Local Life-Insurance Salesman A Catalog Of Horrific Sudden-Death Scenarios

PLEASANT HILL, TN—Bob Carson, a State Farm life-insurance salesman for the past 27 years, is a walking encyclopedia of sudden-death scenarios, local sources reported Monday.

Carson, who sells life insurance to
local residents.
"Did I ever tell you about that poor barber in Mississippi, Frank?" Carson said, addressing the owner of Frank Klemper's Fourth Street Barbershop. "Such a shame. He stepped on a push-broom, and the handle flipped up, hit his arm, and drove the shears he was holding into his eye."
Added Carson: "Killed him instantly, because of the brain trauma. Went three inches down in there. Busted the eye like a grape and gouged the brain: home lobotomy. Hell of a thing for his wife and infant son. Had to fill the socket with a marble for the funeral."
Carson has reportedly inserted hundreds of similar anecdotes into conversations during the past several years. Among his stories: a 1976 incident in which a Texas oilman got his tool-belt latch stuck in a high-pressure pump moments before it was turned on, the tale of a Southern Electric high-tension-wire worker who absorbed 10,000 amps through his metal lunch pail, and the story of an Arkansas grandmother who was hit and killed instantly by a passing tanker truck, which subsequently careened into a busload of kindergarten students on a field trip to see the Carlsbad Caverns and blew up cars within a quarter-mile radius.
"At this point, I'm almost afraid to say hello to Bob after Sunday services," neighbor Jane Francis said. "The last time I did, I remarked how good the coffee and Danishes were. The next thing I knew, he was giving a forensically detailed account of a body found after a May 1978 bakery flash fire caused when a malfunctioning pilot light ignited a cloud of flour."
"It was all 'charred and grisly remains,' and then he tipped his hat, said 'God bless you and good morning,' and walked over to Tim Hutter," Francis added.
Francis said Carson has a friendly smile, a charming personality, a cheerful demeanor, and "an absolutely lurid obsession with freak accidents."
Francis said she walked by Carson several minutes later, on the same Sunday, and overheard him telling Hutter about the fast-acting carcinogens found in the groundwater near chemical plants like the one adjacent to Hutter's hunting cabin in Trousdale county.
Holy Redeemer Baptist Church pastor Hal Jackson said he is "a little concerned" about Carson.
"Granted, Bob does a very good job selling life insurance and making sure all the townsfolk are adequately covered, but still," Jackson said. "His habit of introducing technical accounts of fatalities into polite conversation is something we should sit down together and talk about."
Asked about the reason for his obsession with death, Carson had this to say.
"Your last name is Kemp, you say?

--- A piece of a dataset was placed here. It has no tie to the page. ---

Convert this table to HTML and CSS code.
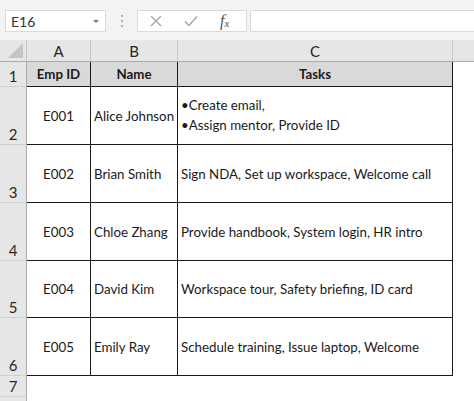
FILE: index.html
```html
<!DOCTYPE html>
<html>
<head>
<meta charset="utf-8">
<link rel="stylesheet" href="styles.css">
</head>
<body>
<div class="toolbar">
  <div class="namebox"><span class="ref">E16</span><span class="dd"></span></div>
  <div class="grip"><i></i><i></i><i></i></div>
  <div class="fbtns">
    <svg class="ico" width="16" height="16" viewBox="0 0 16 16"><path d="M3 3 L13 13 M13 3 L3 13" stroke="#a6a6a6" stroke-width="1.4" fill="none"/></svg>
    <svg class="ico" width="16" height="16" viewBox="0 0 16 16"><path d="M2 8.5 L6 12.5 L14 3.5" stroke="#a6a6a6" stroke-width="1.5" fill="none"/></svg>
    <span class="fx">f<span class="x">x</span></span>
  </div>
  <div class="finput"></div>
</div>
<div class="sheet">
  <div class="corner"><span class="tri"></span></div>
  <div class="ch">A</div>
  <div class="ch">B</div>
  <div class="ch">C</div>
  <div class="ch rest"></div>

  <div class="rh">1</div>
  <div class="c hd">Emp ID</div>
  <div class="c hd">Name</div>
  <div class="c hd">Tasks</div>
  <div class="e"></div>

  <div class="rh">2</div>
  <div class="c ctr">E001</div>
  <div class="c lft">Alice Johnson</div>
  <div class="c lft multi"><div>•Create email,</div><div>•Assign mentor, Provide ID</div></div>
  <div class="e"></div>

  <div class="rh">3</div>
  <div class="c ctr">E002</div>
  <div class="c lft">Brian Smith</div>
  <div class="c lft">Sign NDA, Set up workspace, Welcome call</div>
  <div class="e"></div>

  <div class="rh">4</div>
  <div class="c ctr">E003</div>
  <div class="c lft">Chloe Zhang</div>
  <div class="c lft">Provide handbook, System login, HR intro</div>
  <div class="e"></div>

  <div class="rh">5</div>
  <div class="c ctr">E004</div>
  <div class="c lft">David Kim</div>
  <div class="c lft">Workspace tour, Safety briefing, ID card</div>
  <div class="e"></div>

  <div class="rh">6</div>
  <div class="c ctr">E005</div>
  <div class="c lft">Emily Ray</div>
  <div class="c lft">Schedule training, Issue laptop, Welcome</div>
  <div class="e"></div>

  <div class="rh">7</div>
  <div class="e"></div>
  <div class="e"></div>
  <div class="e"></div>
  <div class="e"></div>

  <div class="rh"></div>
  <div class="e"></div>
  <div class="e"></div>
  <div class="e"></div>
  <div class="e"></div>
</div>
</body>
</html>
```
FILE: styles.css
```css
* { box-sizing: border-box; }
html, body { margin: 0; padding: 0; background: #ffffff; overflow: hidden; }
body {
  width: 474px;
  height: 401px;
  font-family: Lato, "Liberation Sans", sans-serif;
  color: #1a1a1a;
}
.toolbar {
  height: 40px;
  background: #f3f3f3;
  display: flex;
  align-items: flex-start;
  padding: 10px 0 0 5px;
}
.namebox {
  width: 101px;
  height: 22px;
  background: #fff;
  border: 1px solid #dadada;
  display: flex;
  align-items: center;
  justify-content: space-between;
  padding: 0 6px 0 5px;
  font-size: 14px;
  color: #333;
}
.dd {
  width: 0; height: 0;
  border-left: 3px solid transparent;
  border-right: 3px solid transparent;
  border-top: 3px solid #777;
}
.grip {
  width: 31px;
  height: 22px;
  display: flex;
  flex-direction: column;
  align-items: center;
  justify-content: center;
  gap: 3px;
}
.grip i {
  display: block;
  width: 2px;
  height: 2px;
  background: #b0b0b0;
}
.fbtns {
  width: 110px;
  height: 22px;
  background: #fff;
  border: 1px solid #dadada;
  display: flex;
  align-items: center;
  padding-left: 10px;
  gap: 19px;
}
.fx {
  font-family: "Liberation Serif", serif;
  font-style: italic;
  font-size: 16px;
  color: #555;
  margin-left: 2px;
}
.fx .x { font-size: 11px; position: relative; top: 1px; }
.finput {
  margin-left: 3px;
  flex: 1;
  height: 22px;
  background: #fff;
  border: 1px solid #dadada;
  border-right: none;
}
.sheet {
  display: grid;
  grid-template-columns: 27px 64px 87px 275px 21px;
  grid-template-rows: 22px 25px 58px 58px 58px 57px 58px 21px 21px;
  font-size: 13.3px;
}
.corner {
  background: #e6e6e6;
  border-right: 1px solid #c8c8c8;
  border-bottom: 1px solid #ababab;
  position: relative;
}
.tri {
  position: absolute;
  right: 3px;
  bottom: 3px;
  width: 0; height: 0;
  border-left: 15px solid transparent;
  border-bottom: 15px solid #c4c4c4;
}
.ch {
  background: #e6e6e6;
  border-right: 1px solid #c8c8c8;
  border-bottom: 1px solid #ababab;
  display: flex;
  align-items: center;
  justify-content: center;
  color: #262626;
  font-size: 15px;
}
.ch.rest { border-right: none; }
.rh {
  background: #e6e6e6;
  border-right: 1px solid #ababab;
  border-bottom: 1px solid #d0d0d0;
  display: flex;
  align-items: flex-end;
  justify-content: center;
  color: #262626;
  font-size: 15px;
  padding-bottom: 1px;
  line-height: 18px;
}
.c {
  border-right: 1px solid #1a1a1a;
  border-bottom: 1px solid #1a1a1a;
  display: flex;
  align-items: center;
  white-space: nowrap;
}
.hd {
  background: #d9d9d9;
  font-weight: bold;
  justify-content: center;
}
.ctr { justify-content: center; }
.lft { padding-left: 3px; }
.multi {
  flex-direction: column;
  align-items: flex-start;
  justify-content: center;
  line-height: 19.5px;
}
.e { background: #fff; }
```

If I'm not mistaken, the town of Kemp was the site of a grain-silo explosion not two years ago. A ladder fragment flying at about 250 miles an hour beheaded a fellow about your age. Head cut clean off, if you call that clean. Just imagine."
"Wait," Carson added. "It may be I'm thinking of the fellow who fell 20 feet from a collapsed balcony into a running wood chipper. But I've forgotten your question. What was it you were asking again?